Já Hatoum explicou que engata um livro no outro e que, portanto, a separação de uma obra após ter sido terminada é automática. Sua publicação, "Órfãos do Eldorado", que é uma novela encomendada, teve de ser encurtada. "Eu tinha que escrever cem páginas, mais ou menos. Quando vi, já havia escrito quase duzentas e partia para transformar a novela em romance.".
Questionado pelo público se escrevia seus livros da mesma maneira que compõe suas músicas, e vice-versa, Chico disse que quando está fazendo literatura nem chega perto da música, fica afastado dela, apenas escuta uma música "chata", bem no fundo de sua cabeça, que não o deixa em paz.
Chico gerou risos na plateia ao admitir não ser um bom leitor dos livros de seu pai, o historiador Sergio Buarque de Holanda. "Eu não sou um bom leitor dos livros do meu pai. Não sou. Talvez porque ele seja meu pai, não sei." E causou expressões de espanto e surpresa ao dizer que não sabia se "Guimarães Rosa é melhor que João Gilberto", comparando dois grandes nomes da literatura e da música, respectivamente.
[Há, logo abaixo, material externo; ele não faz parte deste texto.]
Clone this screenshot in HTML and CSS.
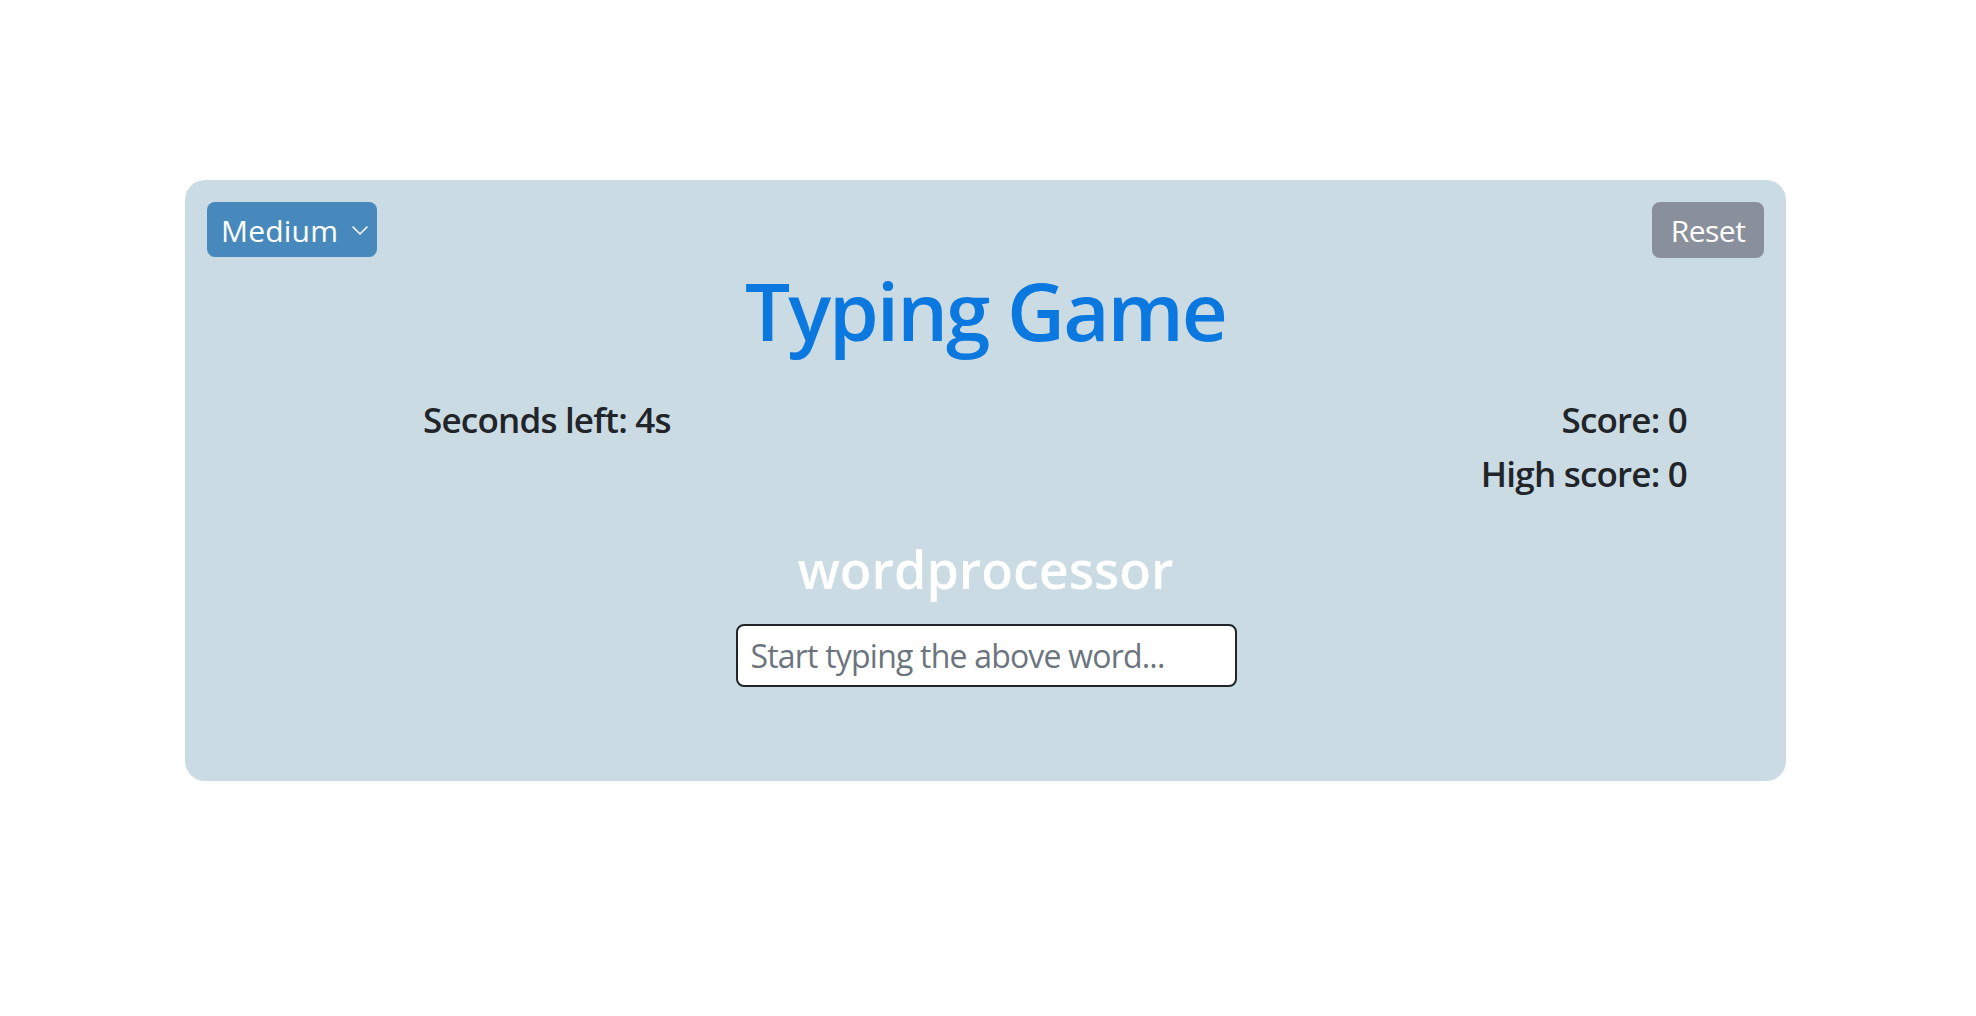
FILE: index.html
```html
<!DOCTYPE html>
<html lang="en">
<head>
<meta charset="utf-8">
<title>Typing Game</title>
<link rel="stylesheet" href="styles.css">
</head>
<body>
<main class="card">
  <div class="toolbar">
    <div class="select-wrap">
      <select class="difficulty">
        <option>Easy</option>
        <option selected>Medium</option>
        <option>Hard</option>
      </select>
      <svg class="chevron" width="16" height="9" viewBox="0 0 16 9" aria-hidden="true"><path d="M1 1 L8 8 L15 1" fill="none" stroke="#fff" stroke-width="1.6" stroke-linecap="round" stroke-linejoin="round"/></svg>
    </div>
    <button class="reset">Reset</button>
  </div>
  <h1 class="title">Typing Game</h1>
  <div class="stats">
    <div class="stat-left">Seconds left: 4s</div>
    <div class="stat-right">
      <div>Score: 0</div>
      <div>High score: 0</div>
    </div>
  </div>
  <div class="word">wordprocessor</div>
  <div class="input-row">
    <input class="answer" type="text" placeholder="Start typing the above word..." autofocus>
  </div>
</main>
</body>
</html>
```
FILE: styles.css
```css
html, body {
  margin: 0;
  padding: 0;
  background: #ffffff;
}
body {
  font-family: "Open Sans", "Noto Sans", sans-serif;
  color: #212529;
}
.card {
  box-sizing: border-box;
  width: 1601px;
  height: 601px;
  margin: 180px 0 0 185px;
  padding: 22px;
  background: #cbdbe3;
  border-radius: 20px;
}
.toolbar {
  display: flex;
  justify-content: space-between;
  align-items: flex-start;
  height: 56px;
}
.select-wrap {
  position: relative;
  width: 170px;
  height: 55px;
}
.difficulty {
  appearance: none;
  -webkit-appearance: none;
  box-sizing: border-box;
  width: 170px;
  height: 55px;
  padding: 1px 0 0 14px;
  border: none;
  border-radius: 8px;
  background: #4789bc;
  color: #ffffff;
  font-family: inherit;
  font-size: 30px;
  letter-spacing: 0.2px;
  outline: none;
}
.chevron {
  position: absolute;
  left: 145px;
  top: 24px;
  pointer-events: none;
}
.reset {
  box-sizing: border-box;
  width: 112px;
  height: 56px;
  padding: 1px 0 0;
  border: none;
  border-radius: 8px;
  background: #8a909b;
  color: #ffffff;
  font-family: inherit;
  font-size: 30px;
  letter-spacing: -0.5px;
}
.title {
  margin: 4px 0 0;
  font-size: 80px;
  line-height: 96px;
  font-weight: 600;
  text-align: center;
  color: #0b78e0;
  letter-spacing: -2px;
}
.stats {
  display: flex;
  justify-content: space-between;
  margin: 35px 77px 0 216px;
  font-size: 35px;
  line-height: 54px;
  font-weight: 600;
  letter-spacing: -0.8px;
}
.stat-right {
  text-align: right;
}
.word {
  margin-top: 37px;
  font-size: 52px;
  line-height: 62px;
  font-weight: 600;
  color: #ffffff;
  text-align: center;
  letter-spacing: 0;
}
.input-row {
  display: flex;
  justify-content: center;
  margin-top: 24px;
  padding-left: 1px;
}
.answer {
  box-sizing: border-box;
  width: 501px;
  height: 63px;
  padding: 0 13px;
  border: 2px solid #212529;
  border-radius: 8px;
  background: #ffffff;
  font-family: inherit;
  font-size: 32px;
  letter-spacing: -0.8px;
  color: #212529;
  outline: none;
}
.answer::placeholder {
  color: #6c757d;
}
```
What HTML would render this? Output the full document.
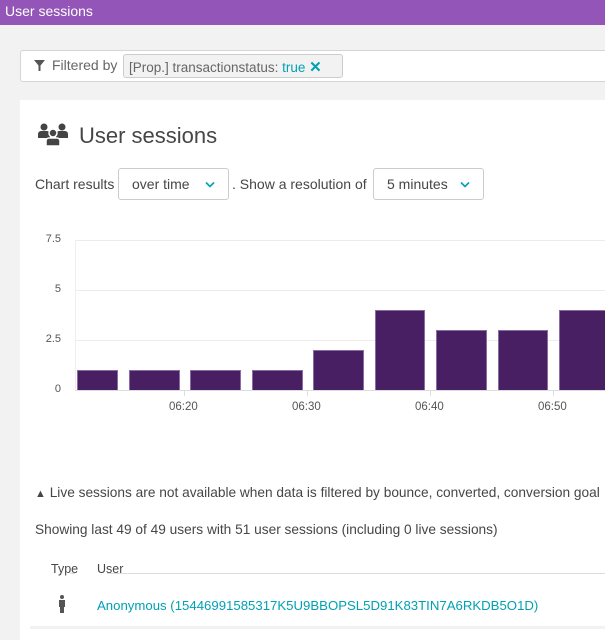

Leia algumas das frases ditas pelos dois autores durante a conversa.
Chico
"Eu não sou um bom leitor dos livros do meu pai."
"Não sei se Guimarães Rosa é melhor que João Gilberto. Eu não sei."
"Quando termino um livro, eu não quero mais saber daquele livro, eu preciso de distancia da literatura"
"Esse cara copiou o meu livro!" [referindo-se a uma brincadeira feita com Hatoum] "Eu sou inocente."
"Eu também" (Milton Hatoum)
"Bom mesmo é ler. Escrever é uma chatice, eu escrevo para ler."
"Todo dia antes de começar a escrever eu pegava o livro e lia desde o começo. Eu tinha o livro na mão."
"Se tirar tudo o que o cara repete o livro todo, ele ia ter 20 páginas."
"Aquele sujeito [o narrador] faz parte da sua vida, eu preciso me livrar dele."
Sobre Chico ter quebrado a perna
"Foi uma vingança do velho" [Hatoum comentando personagem do livro de Chico]
"Não, foi uma lembrança do velho" (Chico)
Hatoum
"Uma novela é um recorte trágico da história."
"Eu sou o mais regionalista dos escritores. Quanto mais regionalista eu me torno, mais sou universal."
"A novela é um açaizeiro pelado."
"Descobri o livro quando descobri qual era o meu título"
"Eu nunca mais escreverei por encomenda. Nem se me pedirem para escrever um bilhete."